2.5 Die Galerie des Oberbürgermeisters im Vorraum des Oberbürgermeister-Büros im Rathaus
Ab 2018 wurde, angeregt durch die Kunstvermittlung des Kulturreferats, im Flur vor dem Büro des Oberbürgermeisters, jeweils im halbjährigen Turnus wechselnd, inhaltlich kuratierte Ausstellungen Bildender Künstler*innen realisiert. Geförderte Künstler*innen und künstlerische Projekte der Landeshauptstadt wurden dort für Gäste und Besucher*innen des Rat-hauses und des Oberbürgermeisters präsentiert und deren Arbeiten inhaltlich vermittelt. Während der Öffnungszeiten des Rathauses sollen diese Präsentationen frei zugänglich sein. Den Präsentationen liegt jeweils ein inhaltliches Konzept zugrunde. So wurden beispielsweise ein Inklusionsprojekt, eine Auswahl von Werken der Artothek sowie ausgewählte Werke von durch die Stadt ausgezeichneten und geförderten Künstler*innen und Künstler*innen aus den städtischen Atelierhäusern gezeigt.
Für die vom Kulturreferat mit Hilfe einer externen Kunsthistorikerin organisierten und betreuten Ausstellungen wurden vom Büro des Oberbürgermeisters die Kosten übernommen für die kuratorische Leistung und Organisation, die Text- und Öffentlichkeitsarbeit, die Künstler*innenhonorare und die Produktions- und Präsentationskosten, die Auf- und Abbauhilfen, das Angebot von Führungen und die Dokumentation. Aktuell ist das Modell in Überarbeitung, um die nötigen personellen und finanziellen Ressourcen sicher zu stellen.
3. Schlussfolgerung und empfohlenes weiteres Vorgehen
Die oben genannten Beispiele lassen sich grundsätzlich in zwei Ansätze unterscheiden: die persönliche Auswahl von Künstler*innen, die zu einer Präsentation eingeladen werden, oder der persönliche Kontakt zu einer Galerie, die Kunstwerke zur Verfügung stellt. Dies in privater Organisation der Präsentation und Vermittlung der Werke. Dazu gehört das im Antrag genannte Beispiel. Dem gegenüber steht eine institutionalisierte Form mit regelhaftem, transparentem Verfahren, einem übergreifenden Konzept und dem Angebot einer professionellen Vermittlung.
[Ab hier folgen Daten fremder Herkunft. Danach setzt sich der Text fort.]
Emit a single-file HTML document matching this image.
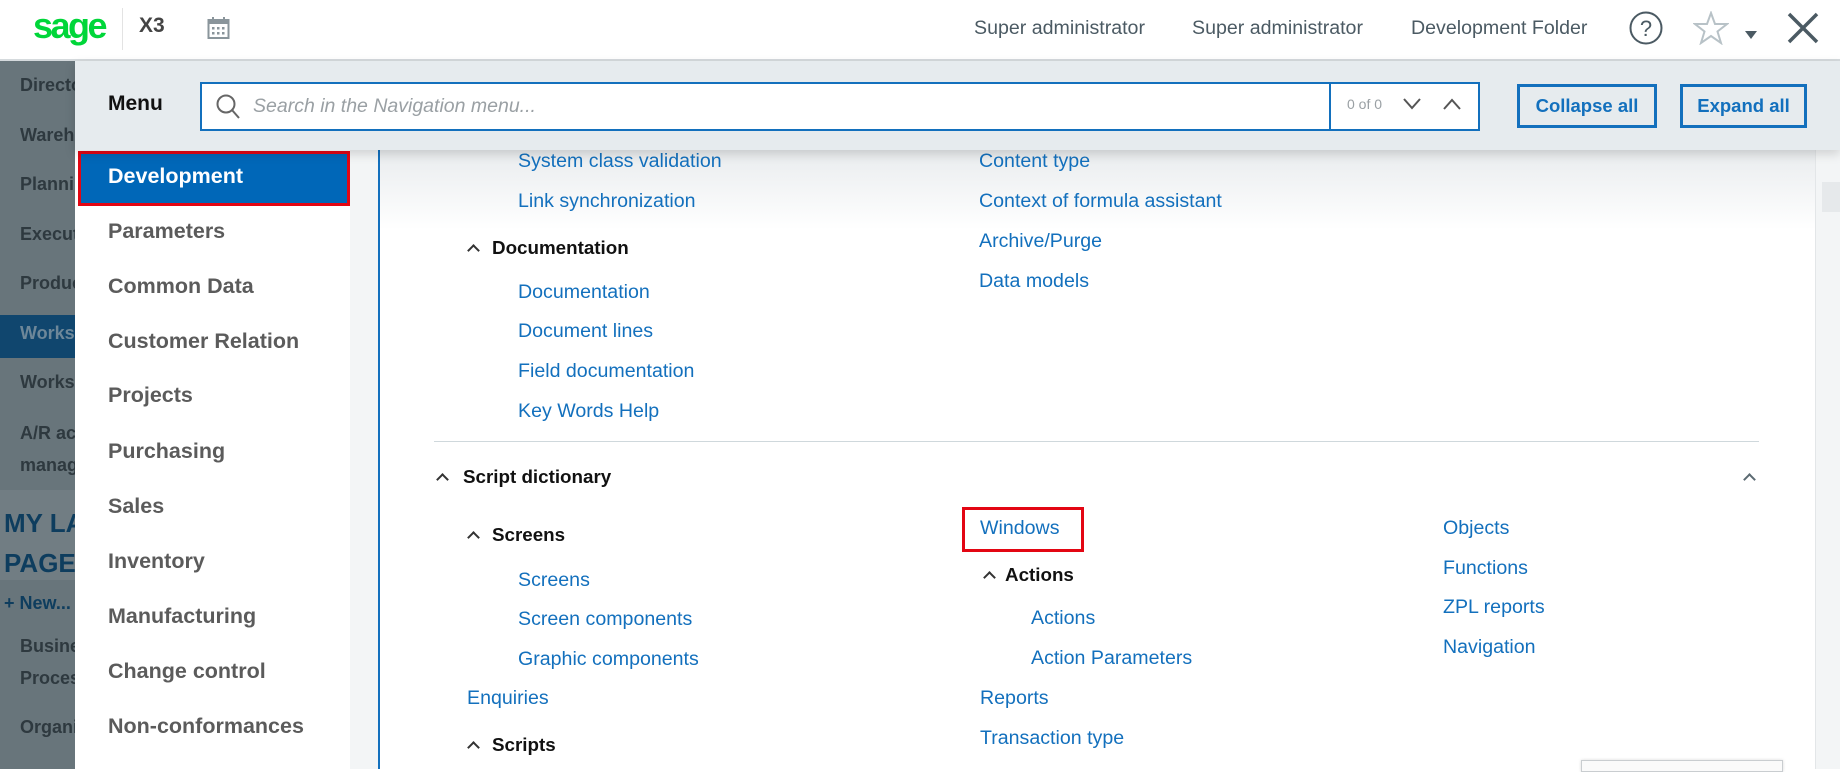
<!DOCTYPE html>
<html><head><meta charset="utf-8"><style>
*{margin:0;padding:0;box-sizing:border-box}
body{width:1840px;height:769px;overflow:hidden;background:#fff;font-family:"Liberation Sans",sans-serif;position:relative}
.a{position:absolute;white-space:nowrap}
.hd{color:#4b5a63;font-size:19.6px}
.u{color:#2e393f;font-size:18px;font-weight:bold}
.m{color:#5b5b5b;font-size:21.5px;font-weight:bold;left:108px}
.l{color:#1370bd;font-size:19.6px}
.h{color:#111;font-size:18.8px;font-weight:bold}
.c{position:absolute;width:9px;height:9px;border-left:2px solid #333;border-top:2px solid #333;transform:rotate(45deg)}
</style></head><body>
<div class="a" style="left:0;top:0;width:1840px;height:61px;border-bottom:2px solid #d5dadd;background:#fff"></div>
<div class="a" style="left:33px;top:5px;font-size:36px;font-weight:bold;color:#00d639;letter-spacing:-2.5px">sage</div>
<div class="a" style="left:122px;top:8px;width:1px;height:42px;background:#e3e3e3"></div>
<div class="a" style="left:139px;top:14px;font-size:21px;font-weight:bold;color:#444">X3</div>
<svg class="a" style="left:207px;top:16px" width="23" height="23" viewBox="0 0 23 23"><rect x="1.5" y="4" width="20" height="18" fill="none" stroke="#8a959b" stroke-width="2"/><rect x="1.5" y="4" width="20" height="4" fill="#8a959b"/><line x1="6" y1="1" x2="6" y2="5" stroke="#8a959b" stroke-width="2"/><line x1="17" y1="1" x2="17" y2="5" stroke="#8a959b" stroke-width="2"/><g fill="#8a959b"><rect x="5" y="11" width="2.5" height="2.5"/><rect x="10" y="11" width="2.5" height="2.5"/><rect x="15" y="11" width="2.5" height="2.5"/><rect x="5" y="16" width="2.5" height="2.5"/><rect x="10" y="16" width="2.5" height="2.5"/><rect x="15" y="16" width="2.5" height="2.5"/></g></svg>
<div class="a hd" style="left:974px;top:17px">Super administrator</div>
<div class="a hd" style="left:1192px;top:17px">Super administrator</div>
<div class="a hd" style="left:1411px;top:17px">Development Folder</div>
<svg class="a" style="left:1629px;top:11px" width="34" height="34"><circle cx="17" cy="17" r="15.5" fill="none" stroke="#4b5a63" stroke-width="2"/><text x="17" y="25" text-anchor="middle" font-family="Liberation Sans" font-size="22" fill="#4b5a63">?</text></svg>
<svg class="a" style="left:1693px;top:11px" width="36" height="34" viewBox="0 0 36 34"><polygon points="18,2 22,13 34,13 24.5,20.5 28,32 18,25 8,32 11.5,20.5 2,13 14,13" fill="none" stroke="#b8c2c7" stroke-width="2"/></svg>
<svg class="a" style="left:1744px;top:30px" width="14" height="10"><polygon points="1,1 13,1 7,9" fill="#4b5a63"/></svg>
<svg class="a" style="left:1786px;top:12px" width="34" height="32"><path d="M3 2 L31 30 M31 2 L3 30" stroke="#4b5a63" stroke-width="3.5"/></svg>
<div class="a" style="left:0;top:61px;width:75px;height:708px;background:#68757b"></div>
<div class="a" style="left:0;top:315px;width:75px;height:43px;background:#10466e"></div>
<div class="a" style="left:0;top:490px;width:75px;height:90px;background:#717d83"></div>
<div class="a u" style="left:20px;top:75px">Directory</div>
<div class="a u" style="left:20px;top:125px">Warehouse</div>
<div class="a u" style="left:20px;top:174px">Planning</div>
<div class="a u" style="left:20px;top:224px">Execution</div>
<div class="a u" style="left:20px;top:273px">Production</div>
<div class="a u" style="left:20px;top:323px;color:#6d8799">Workspace</div>
<div class="a u" style="left:20px;top:372px">Workspace</div>
<div class="a u" style="left:20px;top:423px">A/R accounting</div>
<div class="a u" style="left:20px;top:455px">management</div>
<div class="a" style="left:4px;top:508px;font-size:26px;font-weight:bold;color:#0e3d5e">MY LANDING</div>
<div class="a" style="left:4px;top:548px;font-size:26px;font-weight:bold;color:#0e3d5e">PAGES</div>
<div class="a" style="left:4px;top:593px;font-size:18px;font-weight:bold;color:#0e3d5e">+ New...</div>
<div class="a u" style="left:20px;top:636px">Business</div>
<div class="a u" style="left:20px;top:668px">Process</div>
<div class="a u" style="left:20px;top:717px">Organization</div>
<div class="a" style="left:75px;top:61px;width:1765px;height:89px;background:#e6ebee;box-shadow:0 4px 10px rgba(0,0,0,.15);z-index:3"></div>
<div class="a" style="left:108px;top:92px;font-size:21px;font-weight:bold;color:#111;z-index:4">Menu</div>
<div class="a" style="left:200px;top:82px;width:1280px;height:49px;border:2px solid #1370bd;background:#fff;z-index:4"></div>
<div class="a" style="left:1329px;top:83px;width:2px;height:47px;background:#1370bd;z-index:5"></div>
<svg class="a" style="left:215px;top:93px;z-index:5" width="26" height="28"><circle cx="11" cy="11" r="8.5" fill="none" stroke="#666" stroke-width="2"/><line x1="17" y1="17" x2="24" y2="25" stroke="#666" stroke-width="2"/></svg>
<div class="a" style="left:253px;top:95px;font-size:19.5px;font-style:italic;color:#9aa0a4;z-index:5">Search in the Navigation menu...</div>
<div class="a" style="left:1347px;top:96px;font-size:14px;color:#9aa0a4;z-index:5">0 of 0</div>
<svg class="a" style="left:1402px;top:97px;z-index:5" width="20" height="14"><path d="M2 2 L10 11 L18 2" fill="none" stroke="#555" stroke-width="2"/></svg>
<svg class="a" style="left:1442px;top:97px;z-index:5" width="20" height="14"><path d="M2 12 L10 3 L18 12" fill="none" stroke="#555" stroke-width="2"/></svg>
<div class="a" style="left:1517px;top:84px;width:140px;height:44px;border:3px solid #1370bd;color:#1370bd;font-weight:bold;font-size:18.5px;text-align:center;line-height:38px;z-index:4">Collapse all</div>
<div class="a" style="left:1680px;top:84px;width:127px;height:44px;border:3px solid #1370bd;color:#1370bd;font-weight:bold;font-size:18.5px;text-align:center;line-height:38px;z-index:4">Expand all</div>
<div class="a" style="left:75px;top:150px;width:275px;height:619px;background:#fff"></div>
<div class="a" style="left:350px;top:150px;width:28px;height:619px;background:#f3f5f6"></div>
<div class="a" style="left:78px;top:151px;width:272px;height:55px;background:#0067b8;border:3px solid #e30613"></div>
<div class="a m" style="top:164px;color:#fff">Development</div>
<div class="a m" style="top:219px">Parameters</div>
<div class="a m" style="top:274px">Common Data</div>
<div class="a m" style="top:329px">Customer Relation</div>
<div class="a m" style="top:383px">Projects</div>
<div class="a m" style="top:439px">Purchasing</div>
<div class="a m" style="top:494px">Sales</div>
<div class="a m" style="top:549px">Inventory</div>
<div class="a m" style="top:604px">Manufacturing</div>
<div class="a m" style="top:659px">Change control</div>
<div class="a m" style="top:714px">Non-conformances</div>
<div class="a" style="left:378px;top:150px;width:2px;height:619px;background:#1370bd"></div>
<div class="a" style="left:1815px;top:150px;width:25px;height:619px;background:#f3f5f6;border-left:1px solid #e3e6e8"></div>
<div class="a" style="left:1822px;top:182px;width:18px;height:30px;background:#e6e9eb"></div>
<div class="a" style="left:380px;top:150px;width:1435px;height:80px;background:linear-gradient(#e9ecee,rgba(255,255,255,0));z-index:1"></div>
<div class="a l" style="left:518px;top:150px;z-index:2">System class validation</div>
<div class="a l" style="left:518px;top:190px;z-index:2">Link synchronization</div>
<div class="c" style="left:469px;top:246px"></div><div class="a h" style="left:492px;top:237px">Documentation</div>
<div class="a l" style="left:518px;top:281px">Documentation</div>
<div class="a l" style="left:518px;top:320px">Document lines</div>
<div class="a l" style="left:518px;top:360px">Field documentation</div>
<div class="a l" style="left:518px;top:400px">Key Words Help</div>
<div class="a" style="left:434px;top:441px;width:1325px;height:1px;background:#cfd8dc"></div>
<div class="c" style="left:438px;top:475px"></div><div class="a h" style="left:463px;top:466px">Script dictionary</div>
<div class="c" style="left:1745px;top:475px;border-color:#5b6a72"></div>
<div class="c" style="left:469px;top:533px"></div><div class="a h" style="left:492px;top:524px">Screens</div>
<div class="a l" style="left:518px;top:569px">Screens</div>
<div class="a l" style="left:518px;top:608px">Screen components</div>
<div class="a l" style="left:518px;top:648px">Graphic components</div>
<div class="a l" style="left:467px;top:687px">Enquiries</div>
<div class="c" style="left:469px;top:743px"></div><div class="a h" style="left:492px;top:734px">Scripts</div>
<div class="a l" style="left:979px;top:150px;z-index:2">Content type</div>
<div class="a l" style="left:979px;top:190px;z-index:2">Context of formula assistant</div>
<div class="a l" style="left:979px;top:230px">Archive/Purge</div>
<div class="a l" style="left:979px;top:270px">Data models</div>
<div class="a" style="left:962px;top:507px;width:122px;height:45px;border:3px solid #e30613"></div>
<div class="a l" style="left:980px;top:517px">Windows</div>
<div class="c" style="left:985px;top:573px"></div><div class="a h" style="left:1005px;top:564px">Actions</div>
<div class="a l" style="left:1031px;top:607px">Actions</div>
<div class="a l" style="left:1031px;top:647px">Action Parameters</div>
<div class="a l" style="left:980px;top:687px">Reports</div>
<div class="a l" style="left:980px;top:727px">Transaction type</div>
<div class="a l" style="left:1443px;top:517px">Objects</div>
<div class="a l" style="left:1443px;top:557px">Functions</div>
<div class="a l" style="left:1443px;top:596px">ZPL reports</div>
<div class="a l" style="left:1443px;top:636px">Navigation</div>
<div class="a" style="left:1581px;top:760px;width:202px;height:12px;border:1px solid #c9cdd0;background:#fafafa;box-shadow:0 0 3px rgba(0,0,0,.15)"></div>
</body></html>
Die Modelle, die für die Präsentation in Dienstgebäuden aus fachlicher Sicht und mit Blick auf die angeführten kritischen Aspekte als vorbildhaft empfohlen werden können, sind das Ausstellungskonzept der Platform im Foyer des RAW und die bis 2021 vom Kulturreferat umgesetzte Ausstellungsreihen der Galerie des Oberbürgermeisters.
Wenn, wie im Antrag formuliert, die Leitungen der städtischen Referate in eigener Zuständigkeit entscheiden sollen, welche Kunstwerke sie in welchen Räumlichkeiten zeigen möchten, dann ist dies als eine freiwillige Leistung der verschiedenen Referate in Eigenregie zu verstehen und zu realisieren. Das Kulturreferat sieht sich, wie auch das Lenbachhaus, über seine bereits bestehenden, genannten Angebote der Künstlerförderung hinaus, nicht in der Lage, ein entsprechendes Programm zu organisieren. Für die Betreuung eines solchen Vorhabens fehlen die zusätzliche Infrastruktur, personellen und finanziellen Ressourcen.Für die inhaltliche, konservatorische und finanzielle Planung entsprechender Vorhaben in eigener Verantwortlichkeit kann das Kulturreferat jedoch anbieten, einen Leitfaden für die eigene Organisation anderer Referate zu entwickeln. Ein solcher Leitfaden könnte etwa im Rahmen der Qualifizierungsmaßnahme in Kooperationsprojekt mit der Platform entstehen.
Ich bitte Sie, von den vorstehenden Ausführungen Kenntnis zu nehmen, und hoffe, dass Ihr Antrag zufriedenstellend beantwortet ist und als erledigt gelten darf.